In mid-August, Messing started experiencing what seemed like cold symptoms — coughing for a few days. His father, Jim Messing, tested Messing’s oxygen levels, which were low, and Messing’s heart rate started increasing. When he asked to go to the hospital, he walked out to the hallway before collapsing.

“He was just absolutely so weak,” Patti Stiles, Messing’s mom, told TODAY. “We had to get paramedics to take him to the hospital.”

Jerry Messing was in the ICU for 21 days with COVID-19. He hopes people will get vaccinated after hearing his experience. Courtesy Jerry Messing

When he arrived, he was admitted to the ICU where doctors intubated him and put him on a ventilator. For the next 21 days, he was unconscious. He experienced pneumonia and MRSA and a few times his family worried that he wouldn’t survive.

“I just absolutely thought for a while we were going to lose him. There were a couple of close calls,” Stiles said. “It was just all, ‘Please God, he’s got so much to give to the world.’”

While Stiles and Jim Messing both tested positive for COVID-19, they had received both doses of an mRNA vaccine. Jim Messing had bronchitis before testing positive for COVID-19 so they’re unsure if he had any symptoms. But Stiles felt exhausted, lost her sense of smell and spent a lot of time in bed. Every day, Stiles called two times to talk to Messing in the ICU even though he was unconscious. She asked the nurses to play music to keep him encouraged.

“I said, ‘Can he hear?’ and she goes, ‘Oh yeah, he responds. But he can’t talk,’” Stiles recalled. “I said, ‘Jerry, you need to hang on. Don’t give up.’ And she told me that he nodded.”

After three weeks, Messing was weaned off the ventilator and woke. But he noticed he couldn’t move his right arm or his legs.
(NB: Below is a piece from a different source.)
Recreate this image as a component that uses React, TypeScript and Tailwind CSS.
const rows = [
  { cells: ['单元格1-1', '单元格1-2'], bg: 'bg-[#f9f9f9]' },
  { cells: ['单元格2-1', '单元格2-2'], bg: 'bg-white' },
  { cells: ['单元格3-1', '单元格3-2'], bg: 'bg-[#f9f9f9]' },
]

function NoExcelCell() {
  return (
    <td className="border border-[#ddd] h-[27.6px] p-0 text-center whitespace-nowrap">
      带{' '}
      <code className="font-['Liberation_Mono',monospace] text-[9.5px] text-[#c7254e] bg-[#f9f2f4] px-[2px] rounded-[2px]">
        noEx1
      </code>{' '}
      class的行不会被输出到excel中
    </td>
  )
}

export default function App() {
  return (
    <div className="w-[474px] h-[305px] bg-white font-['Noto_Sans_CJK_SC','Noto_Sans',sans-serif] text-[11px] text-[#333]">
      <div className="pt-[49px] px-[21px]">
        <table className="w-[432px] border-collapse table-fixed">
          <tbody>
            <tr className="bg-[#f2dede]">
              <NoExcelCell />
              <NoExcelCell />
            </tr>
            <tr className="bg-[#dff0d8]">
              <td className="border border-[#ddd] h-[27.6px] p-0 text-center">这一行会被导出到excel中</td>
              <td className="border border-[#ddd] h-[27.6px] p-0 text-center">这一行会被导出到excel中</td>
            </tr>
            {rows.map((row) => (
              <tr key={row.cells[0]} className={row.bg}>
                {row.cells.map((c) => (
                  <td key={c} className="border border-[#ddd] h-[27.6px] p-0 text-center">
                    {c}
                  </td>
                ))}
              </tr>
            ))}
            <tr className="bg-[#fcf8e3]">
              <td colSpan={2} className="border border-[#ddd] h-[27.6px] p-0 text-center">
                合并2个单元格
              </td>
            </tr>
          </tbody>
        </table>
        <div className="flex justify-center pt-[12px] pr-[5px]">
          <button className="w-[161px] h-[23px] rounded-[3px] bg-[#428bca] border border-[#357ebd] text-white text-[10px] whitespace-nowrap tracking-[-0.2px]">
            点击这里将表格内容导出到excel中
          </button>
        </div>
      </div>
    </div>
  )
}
“It was pretty freaky,” Messing said. “It’s difficult. I’m not going to lie. I’m not used to not being able to do anything for myself. I’m not used to just lying in my bed all day.”

Messing is in a rehabilitation facility where he undergoes various therapies. Already he’s noticed a slight improvement in the paralysis, which doctors have told them is “COVID-related.”

“I can now somewhat move my legs. I can’t lift them or anything, but I can slide them a little,” Messing explained. “My right arm, I can sort of lift up.”

The doctors believe that Messing will be able to regain some function but they’re unsure how long it might take. He can also squeeze a ball with his right hand.

“Physically, he is doing so much better,” Stiles said. “His right arm, we’re helping him do exercise with that hand … It’s going to take a while for him to really get to being all better.”

Prior to contracting COVID-19, Messing lost 103 pounds and was hoping to lose more. In the ICU he lost 87 pounds, but some of it is muscle mass from not being able to move. He hopes when he recovers he can focus again on his health habits and lose more weight.

“I’ve been doing a lot of work and losing weight and when I get back on my feet, once I get out of the hospital, that will continue,” he said.

Messing said the doctors believe “the one shot saved me,” and Stiles said the doctors told her the same thing.

“They said that probably the reason Jerry didn’t die was because he had that first shot,” Stiles said. “They figured that probably helped a lot.”

The family is grateful Messing pulled through.

“I’m just so thankful that he’s out of the ICU and not on a ventilator anymore,” Stiles said. “He says he is so thankful he did not die. It gives you a whole new outlook on life.”

Messing said he would like to act again after he recovers.

“I haven’t acted in years though it is my intention to somehow get back into the industry once I’m healthy enough,” he said.

They hope that anyone still hesitant about receiving the vaccine, gets vaccinated after hearing about Messing.

“It’s just really important for people, who are able to, to get the vaccine. There’s nothing to be afraid of,” Stiles said. “You don’t want to be in an ICU on a ventilator. You got a big old tube down your throat and breathing for you and it’s just scary as hell.”